Raw records:
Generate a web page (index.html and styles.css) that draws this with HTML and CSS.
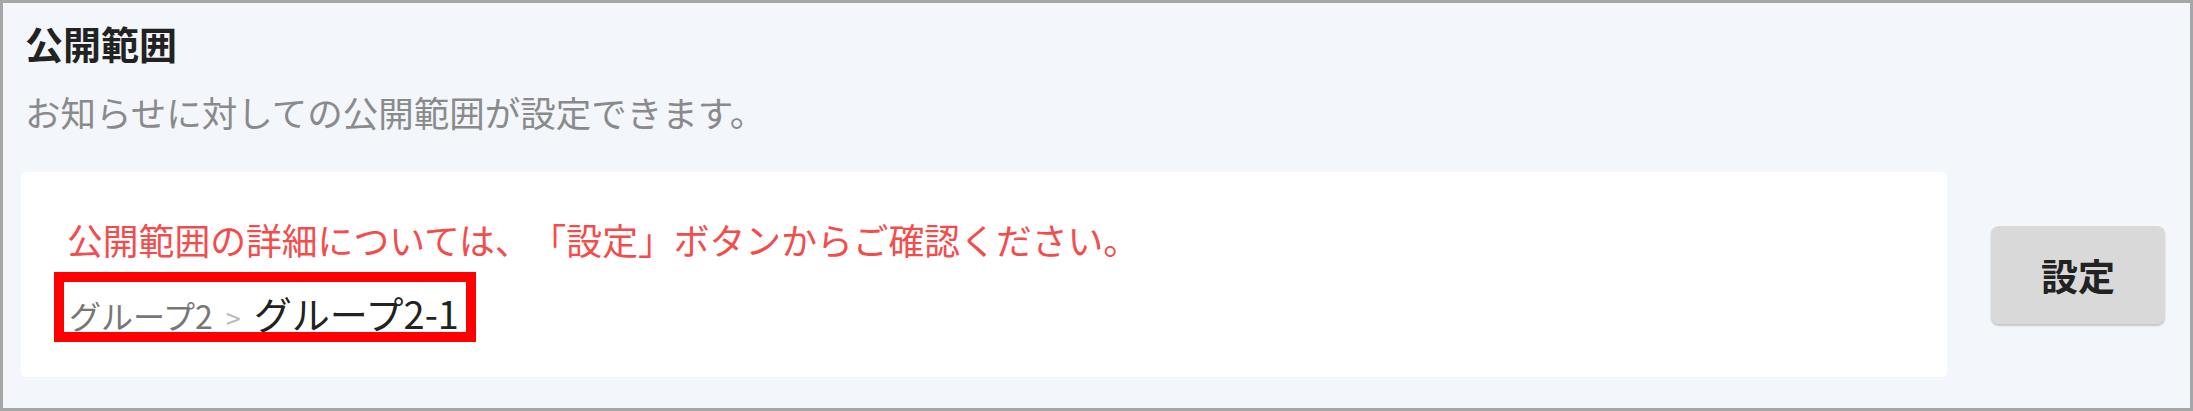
---
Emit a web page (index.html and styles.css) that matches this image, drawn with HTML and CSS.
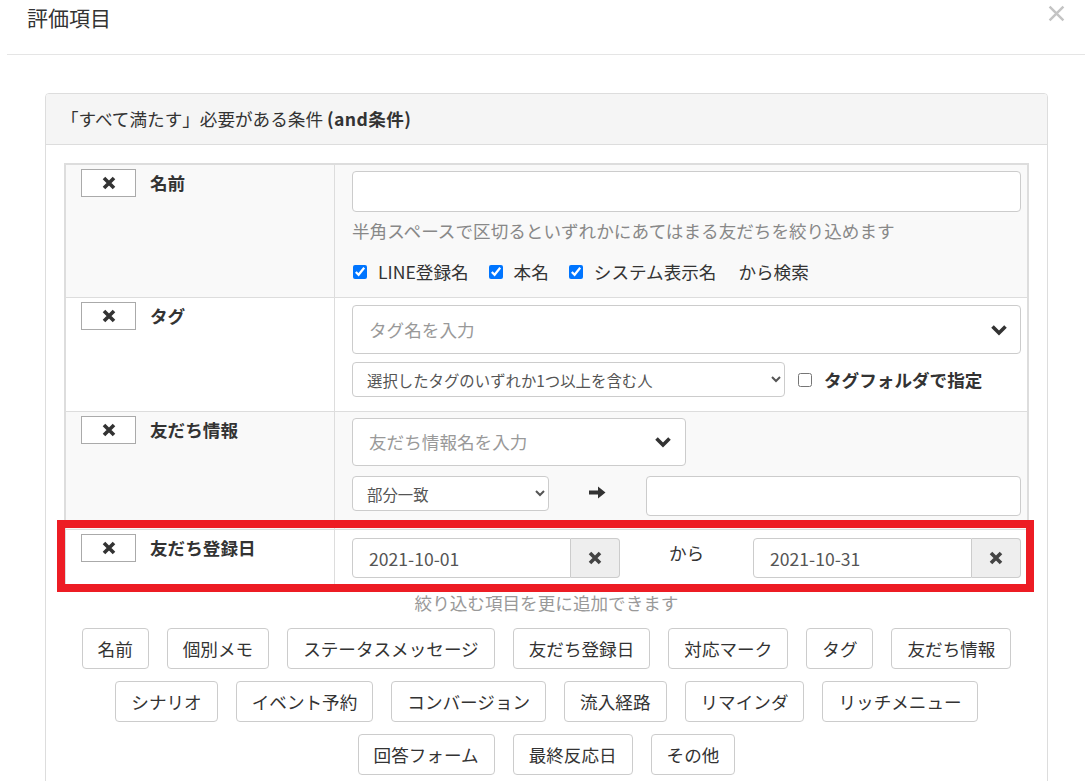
--
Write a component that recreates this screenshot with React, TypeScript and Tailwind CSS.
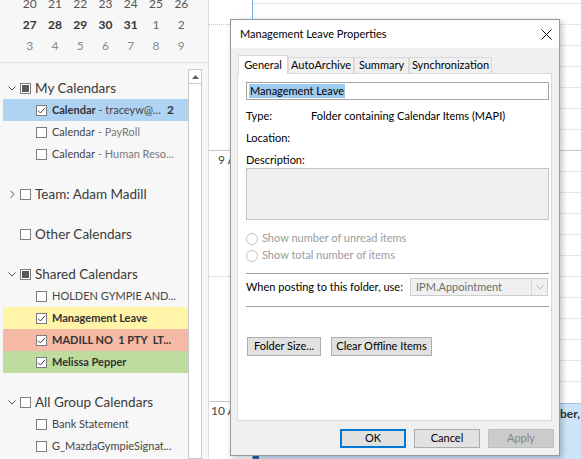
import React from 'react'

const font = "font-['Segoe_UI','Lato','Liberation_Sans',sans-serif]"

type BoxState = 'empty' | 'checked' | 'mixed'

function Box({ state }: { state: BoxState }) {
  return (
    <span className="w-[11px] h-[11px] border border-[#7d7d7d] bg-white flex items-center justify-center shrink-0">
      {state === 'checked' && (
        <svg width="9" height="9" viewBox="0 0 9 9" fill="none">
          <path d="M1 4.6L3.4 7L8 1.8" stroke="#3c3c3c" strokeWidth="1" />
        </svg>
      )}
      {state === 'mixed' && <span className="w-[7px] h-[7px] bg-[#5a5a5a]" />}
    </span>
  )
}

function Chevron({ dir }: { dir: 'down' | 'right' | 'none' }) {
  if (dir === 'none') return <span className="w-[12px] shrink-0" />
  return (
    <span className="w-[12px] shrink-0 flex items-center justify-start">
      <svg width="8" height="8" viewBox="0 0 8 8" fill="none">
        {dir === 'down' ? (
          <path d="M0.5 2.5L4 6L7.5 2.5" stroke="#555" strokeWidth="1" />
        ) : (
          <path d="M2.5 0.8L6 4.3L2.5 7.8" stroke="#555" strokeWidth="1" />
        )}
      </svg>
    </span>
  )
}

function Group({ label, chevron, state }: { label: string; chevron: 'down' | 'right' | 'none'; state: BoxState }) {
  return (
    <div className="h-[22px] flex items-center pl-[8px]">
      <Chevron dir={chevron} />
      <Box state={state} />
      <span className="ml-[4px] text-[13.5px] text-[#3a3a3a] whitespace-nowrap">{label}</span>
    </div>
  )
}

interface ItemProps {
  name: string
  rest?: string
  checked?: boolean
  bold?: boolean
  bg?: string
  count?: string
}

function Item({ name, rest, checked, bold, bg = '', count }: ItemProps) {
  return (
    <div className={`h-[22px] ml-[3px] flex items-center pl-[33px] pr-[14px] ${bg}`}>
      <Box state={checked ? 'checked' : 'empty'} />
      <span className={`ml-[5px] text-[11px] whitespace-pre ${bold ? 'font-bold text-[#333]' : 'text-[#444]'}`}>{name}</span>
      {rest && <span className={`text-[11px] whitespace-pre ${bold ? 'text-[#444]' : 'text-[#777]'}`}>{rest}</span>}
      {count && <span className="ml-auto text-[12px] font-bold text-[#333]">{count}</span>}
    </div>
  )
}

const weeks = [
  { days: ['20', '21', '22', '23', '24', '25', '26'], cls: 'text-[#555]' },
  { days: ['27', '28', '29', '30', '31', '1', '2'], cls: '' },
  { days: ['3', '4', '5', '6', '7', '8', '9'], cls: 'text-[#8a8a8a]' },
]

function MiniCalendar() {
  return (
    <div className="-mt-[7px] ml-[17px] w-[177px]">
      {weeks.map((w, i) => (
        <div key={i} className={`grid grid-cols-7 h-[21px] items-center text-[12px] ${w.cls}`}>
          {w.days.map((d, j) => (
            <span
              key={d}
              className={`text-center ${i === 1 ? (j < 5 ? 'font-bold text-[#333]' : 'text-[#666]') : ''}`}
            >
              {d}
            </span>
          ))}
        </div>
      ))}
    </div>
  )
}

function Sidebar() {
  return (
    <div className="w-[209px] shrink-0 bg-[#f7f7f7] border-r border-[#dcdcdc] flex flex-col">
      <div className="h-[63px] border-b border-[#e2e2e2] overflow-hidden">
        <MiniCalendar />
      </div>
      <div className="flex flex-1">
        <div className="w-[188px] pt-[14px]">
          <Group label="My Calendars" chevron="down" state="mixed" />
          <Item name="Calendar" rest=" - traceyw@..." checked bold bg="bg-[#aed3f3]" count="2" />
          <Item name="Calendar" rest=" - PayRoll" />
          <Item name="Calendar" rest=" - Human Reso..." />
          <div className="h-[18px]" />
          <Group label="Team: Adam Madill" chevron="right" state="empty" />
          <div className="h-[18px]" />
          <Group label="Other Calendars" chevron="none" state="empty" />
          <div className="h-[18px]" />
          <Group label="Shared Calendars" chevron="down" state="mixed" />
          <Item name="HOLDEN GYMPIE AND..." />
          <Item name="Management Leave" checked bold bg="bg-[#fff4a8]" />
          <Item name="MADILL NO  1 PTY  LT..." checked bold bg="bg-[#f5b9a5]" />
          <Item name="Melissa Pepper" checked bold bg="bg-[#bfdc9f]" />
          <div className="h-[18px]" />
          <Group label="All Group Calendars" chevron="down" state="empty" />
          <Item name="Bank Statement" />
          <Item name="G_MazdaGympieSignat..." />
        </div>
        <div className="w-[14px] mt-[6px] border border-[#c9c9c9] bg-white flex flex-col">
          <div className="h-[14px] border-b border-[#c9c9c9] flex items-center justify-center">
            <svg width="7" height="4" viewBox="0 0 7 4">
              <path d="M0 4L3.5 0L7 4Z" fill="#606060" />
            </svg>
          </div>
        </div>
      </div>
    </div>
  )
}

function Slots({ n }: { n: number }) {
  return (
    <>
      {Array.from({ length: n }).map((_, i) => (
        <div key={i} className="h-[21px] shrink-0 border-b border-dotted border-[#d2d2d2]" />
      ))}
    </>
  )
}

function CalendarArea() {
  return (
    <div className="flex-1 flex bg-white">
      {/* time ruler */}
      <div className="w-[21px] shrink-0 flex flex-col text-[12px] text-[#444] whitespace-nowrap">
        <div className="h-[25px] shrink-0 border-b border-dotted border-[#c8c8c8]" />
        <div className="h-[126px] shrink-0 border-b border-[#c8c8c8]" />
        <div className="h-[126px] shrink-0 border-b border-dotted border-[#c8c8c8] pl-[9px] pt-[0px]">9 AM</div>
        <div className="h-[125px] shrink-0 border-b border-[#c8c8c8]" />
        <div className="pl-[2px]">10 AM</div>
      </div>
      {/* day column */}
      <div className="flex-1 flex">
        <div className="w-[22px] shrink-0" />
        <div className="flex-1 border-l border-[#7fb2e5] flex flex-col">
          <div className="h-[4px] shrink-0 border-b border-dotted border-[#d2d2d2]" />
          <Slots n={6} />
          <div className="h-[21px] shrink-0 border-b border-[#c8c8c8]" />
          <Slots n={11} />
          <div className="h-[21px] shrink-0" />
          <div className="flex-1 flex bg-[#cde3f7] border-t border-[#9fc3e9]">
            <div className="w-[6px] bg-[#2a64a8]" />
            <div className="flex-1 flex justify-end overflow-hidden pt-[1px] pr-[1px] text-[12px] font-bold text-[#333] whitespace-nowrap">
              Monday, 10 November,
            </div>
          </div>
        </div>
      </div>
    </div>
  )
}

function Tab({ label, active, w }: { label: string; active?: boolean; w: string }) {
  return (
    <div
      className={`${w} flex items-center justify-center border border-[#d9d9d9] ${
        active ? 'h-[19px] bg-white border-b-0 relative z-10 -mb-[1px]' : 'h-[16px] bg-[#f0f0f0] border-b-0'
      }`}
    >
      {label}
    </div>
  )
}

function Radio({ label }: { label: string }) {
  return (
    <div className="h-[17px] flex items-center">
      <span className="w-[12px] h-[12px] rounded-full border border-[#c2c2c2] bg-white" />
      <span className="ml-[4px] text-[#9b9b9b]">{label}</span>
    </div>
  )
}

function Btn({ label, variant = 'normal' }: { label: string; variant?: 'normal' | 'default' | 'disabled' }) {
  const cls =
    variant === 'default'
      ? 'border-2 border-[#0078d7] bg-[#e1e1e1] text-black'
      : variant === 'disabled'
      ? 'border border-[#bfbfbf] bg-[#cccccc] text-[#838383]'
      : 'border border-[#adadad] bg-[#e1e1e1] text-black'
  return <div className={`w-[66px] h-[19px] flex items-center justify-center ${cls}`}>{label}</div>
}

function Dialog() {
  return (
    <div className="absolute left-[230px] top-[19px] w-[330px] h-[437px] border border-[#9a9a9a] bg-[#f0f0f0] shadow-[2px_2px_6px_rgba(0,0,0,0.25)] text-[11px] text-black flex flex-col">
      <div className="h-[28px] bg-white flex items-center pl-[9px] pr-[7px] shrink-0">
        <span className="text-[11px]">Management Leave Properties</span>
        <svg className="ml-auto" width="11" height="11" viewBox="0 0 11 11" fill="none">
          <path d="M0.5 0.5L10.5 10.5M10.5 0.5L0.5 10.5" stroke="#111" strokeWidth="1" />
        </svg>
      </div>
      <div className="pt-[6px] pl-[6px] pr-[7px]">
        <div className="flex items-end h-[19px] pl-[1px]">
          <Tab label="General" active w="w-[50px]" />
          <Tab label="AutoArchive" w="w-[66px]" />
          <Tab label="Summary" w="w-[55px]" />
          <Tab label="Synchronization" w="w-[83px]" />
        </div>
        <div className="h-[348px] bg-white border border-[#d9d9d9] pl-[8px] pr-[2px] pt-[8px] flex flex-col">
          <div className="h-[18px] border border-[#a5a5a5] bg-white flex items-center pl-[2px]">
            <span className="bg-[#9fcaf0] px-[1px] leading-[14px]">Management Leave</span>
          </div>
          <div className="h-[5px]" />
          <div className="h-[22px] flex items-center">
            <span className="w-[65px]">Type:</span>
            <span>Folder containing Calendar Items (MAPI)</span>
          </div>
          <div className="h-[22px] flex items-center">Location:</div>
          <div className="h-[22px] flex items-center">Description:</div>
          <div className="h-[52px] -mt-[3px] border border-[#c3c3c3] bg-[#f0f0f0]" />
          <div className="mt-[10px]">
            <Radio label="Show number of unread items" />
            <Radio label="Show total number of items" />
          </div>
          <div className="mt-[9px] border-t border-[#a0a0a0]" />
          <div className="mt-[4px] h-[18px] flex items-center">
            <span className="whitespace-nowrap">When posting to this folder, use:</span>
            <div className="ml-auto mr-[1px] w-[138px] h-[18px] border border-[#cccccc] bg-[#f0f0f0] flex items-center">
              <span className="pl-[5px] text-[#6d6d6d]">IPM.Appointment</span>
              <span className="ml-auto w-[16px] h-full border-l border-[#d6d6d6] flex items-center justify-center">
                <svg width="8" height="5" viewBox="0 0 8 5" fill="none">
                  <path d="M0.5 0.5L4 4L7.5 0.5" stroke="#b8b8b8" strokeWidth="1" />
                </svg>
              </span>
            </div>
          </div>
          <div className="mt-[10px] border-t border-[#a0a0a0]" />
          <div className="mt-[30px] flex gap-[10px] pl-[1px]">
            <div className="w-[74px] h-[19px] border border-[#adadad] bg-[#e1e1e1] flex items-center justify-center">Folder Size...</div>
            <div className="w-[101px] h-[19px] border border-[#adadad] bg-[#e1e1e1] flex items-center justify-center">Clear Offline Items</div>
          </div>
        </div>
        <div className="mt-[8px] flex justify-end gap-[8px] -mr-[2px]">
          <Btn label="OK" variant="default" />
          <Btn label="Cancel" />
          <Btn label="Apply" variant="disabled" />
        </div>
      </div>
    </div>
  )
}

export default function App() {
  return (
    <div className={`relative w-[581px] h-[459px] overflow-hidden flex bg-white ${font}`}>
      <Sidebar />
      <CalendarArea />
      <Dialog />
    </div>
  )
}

Required task: Only the stretch from the line with "Write a component" through the line with "type BoxState = 'empty' | 'checked' | 'mixed'" should be copied, exactly and with both ends. Drop the pictures.

Problem solution:
Write a component that recreates this screenshot with React, TypeScript and Tailwind CSS.
import React from 'react'

const font = "font-['Segoe_UI','Lato','Liberation_Sans',sans-serif]"

type BoxState = 'empty' | 'checked' | 'mixed'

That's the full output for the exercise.